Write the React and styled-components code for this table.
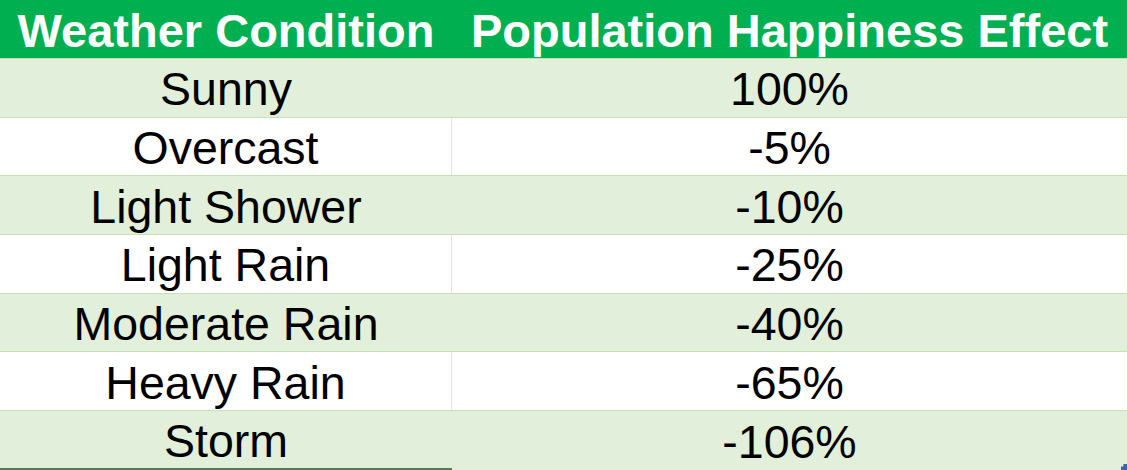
import React from 'react';
import styled, { createGlobalStyle } from 'styled-components';

const GlobalStyle = createGlobalStyle`
  html, body {
    margin: 0;
    padding: 0;
    background: #ffffff;
  }
  body {
    font-family: "Liberation Sans", Arial, sans-serif;
  }
`;

const Sheet = styled.div`
  position: relative;
  width: 1128px;
  height: 470px;
  display: grid;
  grid-template-rows: 58px repeat(7, 1fr);
  box-sizing: border-box;
  border-right: 1px solid #c9dfbd;
  overflow: hidden;
`;

const Row = styled.div`
  display: grid;
  grid-template-columns: 452px 1fr;
  background: ${({ $head, $shaded }) =>
    $head ? '#00b050' : $shaded ? '#e2efda' : '#ffffff'};
  border-top: ${({ $head }) => ($head ? 'none' : '1px solid #c6e0b4')};
  box-sizing: border-box;
`;

const Cell = styled.div`
  display: flex;
  align-items: center;
  justify-content: center;
  box-sizing: border-box;
  white-space: nowrap;
  font-size: ${({ $head }) => ($head ? '47px' : '46.5px')};
  font-weight: ${({ $head }) => ($head ? 700 : 400)};
  color: ${({ $head }) => ($head ? '#ffffff' : '#000000')};
  padding-top: ${({ $head }) => ($head ? '2px' : '3px')};
  border-right: ${({ $divider }) => ($divider ? '1px solid #e3e3e3' : 'none')};
  border-bottom: ${({ $marked }) => ($marked ? '2px solid #557a58' : 'none')};
`;

// little blue fill handle in the bottom right corner
const Handle = styled.div`
  position: absolute;
  right: 0;
  bottom: 0;
  width: 6px;
  height: 6px;
  background: #3e5fb4;
  clip-path: polygon(100% 0, 100% 100%, 0 100%, 0 40%, 40% 40%, 40% 0);
`;

const rows = [
  { condition: 'Sunny', effect: '100%' },
  { condition: 'Overcast', effect: '-5%' },
  { condition: 'Light Shower', effect: '-10%' },
  { condition: 'Light Rain', effect: '-25%' },
  { condition: 'Moderate Rain', effect: '-40%' },
  { condition: 'Heavy Rain', effect: '-65%' },
  { condition: 'Storm', effect: '-106%' },
];

const App = () => {
  return (
    <>
      <GlobalStyle />
      <Sheet>
        <Row $head>
          <Cell $head>Weather Condition</Cell>
          <Cell $head>Population Happiness Effect</Cell>
        </Row>
        {rows.map((r, i) => {
          const shaded = i % 2 === 0;
          const last = i === rows.length - 1;
          return (
            <Row key={r.condition} $shaded={shaded}>
              <Cell $divider={!shaded} $marked={last}>{r.condition}</Cell>
              <Cell>{r.effect}</Cell>
            </Row>
          );
        })}
        <Handle />
      </Sheet>
    </>
  );
};

export default App;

* * * *

• **EXERCISE DIRECTIONS**
Report how many lines in the data include the word "components", and give nothing but the count.

• **THE ANSWER**
2